• EXERCISE OBJECTIVE:
Select all lines in the records that include "components".

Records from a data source
↓

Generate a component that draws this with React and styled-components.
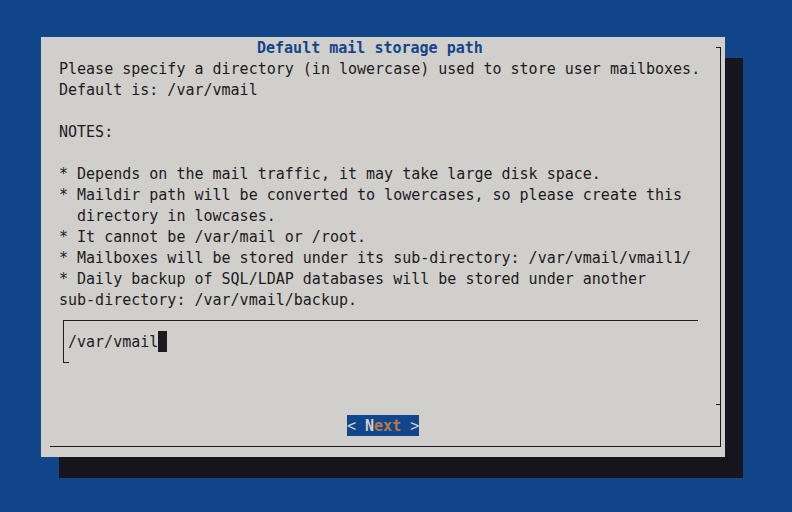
import React from "react";
import styled, { createGlobalStyle } from "styled-components";

const GlobalStyle = createGlobalStyle`
  body {
    margin: 0;
    background: #12468a;
  }
`;

const Screen = styled.div`
  width: 792px;
  height: 512px;
  box-sizing: border-box;
  padding: 37px 0 0 41px;
  background: #12468a;
  overflow: hidden;
`;

const Dialog = styled.div`
  position: relative;
  width: 684px;
  height: 420px;
  background: #d0cfcc;
  box-shadow: 18px 21px 0 #16151e;
  color: #1c1b22;
  font-family: "DejaVu Sans Mono", "Liberation Mono", monospace;
  font-size: 15px;
  line-height: 21px;

  /* right and bottom edge of the box frame, drawn in the dark shade */
  &::before {
    content: "";
    position: absolute;
    top: 10px;
    left: 9px;
    width: 671px;
    height: 400px;
    box-sizing: border-box;
    border-right: 1px solid #1c1b22;
    border-bottom: 1px solid #1c1b22;
  }
`;

const Tick = styled.span`
  position: absolute;
  top: ${(p) => p.top}px;
  left: 675px;
  width: 5px;
  height: 1px;
  background: #1c1b22;
`;

const Title = styled.div`
  position: relative;
  height: 21px;
  padding: 1px 0 0 216px;
  color: #12468a;
  font-weight: bold;
`;

const Message = styled.div`
  padding-left: 18px;
  white-space: pre;
  height: 252px;
`;

const InputBox = styled.div`
  position: relative;
  margin: 9px 0 0 22px;
  width: 635px;
  height: 43px;
  box-sizing: border-box;
  border-top: 1px solid #1c1b22;
  border-left: 1px solid #1c1b22;
  padding: 11px 0 0 4px;
  white-space: pre;

  &::after {
    content: "";
    position: absolute;
    left: 0;
    bottom: 0;
    width: 5px;
    height: 1px;
    background: #1c1b22;
  }
`;

const Cursor = styled.span`
  display: inline-block;
  width: 9px;
  height: 21px;
  margin-top: -1px;
  vertical-align: top;
  background: #1c1b22;
`;

const ButtonRow = styled.div`
  margin-top: 52px;
  padding-left: 306px;
`;

const Button = styled.div`
  width: 72px;
  height: 20px;
  padding-top: 1px;
  overflow: hidden;
  background: #12468a;
  color: #d0cfcc;
  white-space: pre;
`;

const Key = styled.span`
  font-weight: bold;
  color: ${(p) => (p.accent ? "#b57b4b" : "#d0cfcc")};
`;

const message = [
  "Please specify a directory (in lowercase) used to store user mailboxes.",
  "Default is: /var/vmail",
  "",
  "NOTES:",
  "",
  "* Depends on the mail traffic, it may take large disk space.",
  "* Maildir path will be converted to lowercases, so please create this",
  "  directory in lowcases.",
  "* It cannot be /var/mail or /root.",
  "* Mailboxes will be stored under its sub-directory: /var/vmail/vmail1/",
  "* Daily backup of SQL/LDAP databases will be stored under another",
  "sub-directory: /var/vmail/backup.",
].join("\n");

export default function App() {
  return (
    <>
      <GlobalStyle />
      <Screen>
        <Dialog>
          <Tick top={10} />
          <Tick top={367} />
          <Title>Default mail storage path</Title>
          <Message>{message}</Message>
          <InputBox>
            /var/vmail<Cursor />
          </InputBox>
          <ButtonRow>
            <Button>
              {"< "}
              <Key>N</Key>
              <Key accent>ext</Key>
              {" >"}
            </Button>
          </ButtonRow>
        </Dialog>
      </Screen>
    </>
  );
}
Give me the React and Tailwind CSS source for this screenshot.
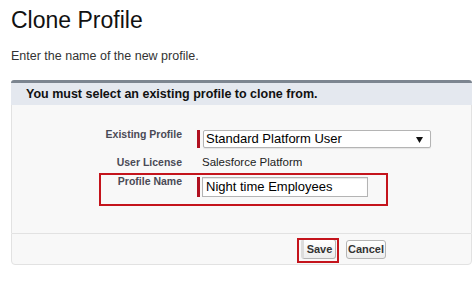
export default function App() {
  const font = { fontFamily: '"Liberation Sans", Arial, sans-serif' }

  return (
    <div className="relative w-[474px] h-[288px] bg-white overflow-hidden" style={font}>
      {/* Page heading */}
      <h1 className="mt-[6px] pl-[11px] text-[23px] leading-[28px] text-[#111]">Clone Profile</h1>
      <p className="mt-[14px] pl-[11px] text-[12.5px] leading-[16px] text-[#333]">
        Enter the name of the new profile.
      </p>

      {/* Panel */}
      <div className="mt-[16px] ml-[11px] w-[461px]">
        <div className="h-[25px] border-t-[3px] border-[#7c8590] bg-[#e4e8ef] rounded-t-[3px] pl-[15px] flex items-center">
          <span className="text-[12.5px] font-bold text-[#111]">
            You must select an existing profile to clone from.
          </span>
        </div>

        <div className="border-x border-[#e2e2e2] bg-[#f8f8f8] pt-[25px] pb-[36px]">
          {/* Existing Profile */}
          <div className="flex items-start">
            <div className="w-[170px] -mt-[1px] text-right text-[10.5px] leading-[11px] font-bold text-[#4a4a56]">
              Existing Profile
            </div>
            <div className="ml-[15px] w-[3px] h-[18px] bg-[#b01020]" />
            <div className="relative ml-[3px] w-[228px] h-[18px] bg-white border border-[#b4b4b4] rounded-[2px] shadow-[0_1px_1px_rgba(0,0,0,0.08)] flex items-center pl-[2px]">
              <span className="text-[13px] leading-[16px] text-black">Standard Platform User</span>
              <svg className="absolute right-[7px] top-[6px]" width="7" height="6" viewBox="0 0 7 6">
                <path d="M0 0h7L3.5 6z" fill="#111" />
              </svg>
            </div>
          </div>

          {/* User License */}
          <div className="mt-[7px] flex items-start">
            <div className="w-[170px] text-right text-[10.5px] leading-[14px] font-bold text-[#4a4a56]">
              User License
            </div>
            <div className="ml-[20px] text-[11.5px] leading-[14px] text-[#222]">Salesforce Platform</div>
          </div>

          {/* Profile Name */}
          <div className="mt-[8px] flex items-start">
            <div className="w-[170px] -mt-[1px] text-right text-[10.5px] leading-[11px] font-bold text-[#4a4a56]">
              Profile Name
            </div>
            <div className="ml-[15px] w-[3px] h-[20px] bg-[#b01020]" />
            <div className="ml-[2px] w-[166px] h-[20px] bg-white border border-[#b4b4b4] shadow-[inset_0_1px_1px_rgba(0,0,0,0.1)] flex items-center pl-[3px]">
              <span className="text-[13px] leading-[16px] text-black">Night time Employees</span>
            </div>
          </div>
        </div>

        {/* Button bar */}
        <div className="h-[32px] border border-[#e2e2e2] bg-[#f8f8f8] rounded-b-[4px] flex items-center pl-[289px] gap-[10px]">
          <button className="w-[35px] h-[20px] border border-[#b5b5b5] border-l-[3px] border-l-[#dcdcdc] rounded-[3px] bg-gradient-to-b from-white to-[#ededed] text-[11px] font-bold text-[#333]">
            Save
          </button>
          <button className="w-[40px] h-[19px] border border-[#b5b5b5] rounded-[3px] bg-gradient-to-b from-white to-[#ededed] text-[11px] font-bold text-[#333]">
            Cancel
          </button>
        </div>
      </div>

      {/* Red annotation boxes */}
      <div className="absolute left-[99px] top-[173px] w-[289px] h-[33px] border-2 border-[#c4141c]" />
      <div className="absolute left-[297px] top-[238px] w-[42px] h-[25px] border-2 border-[#c4141c]" />
    </div>
  )
}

↑

• COMPLETED EXERCISE:
Generate a component that draws this with React and styled-components.
import styled, { createGlobalStyle } from "styled-components";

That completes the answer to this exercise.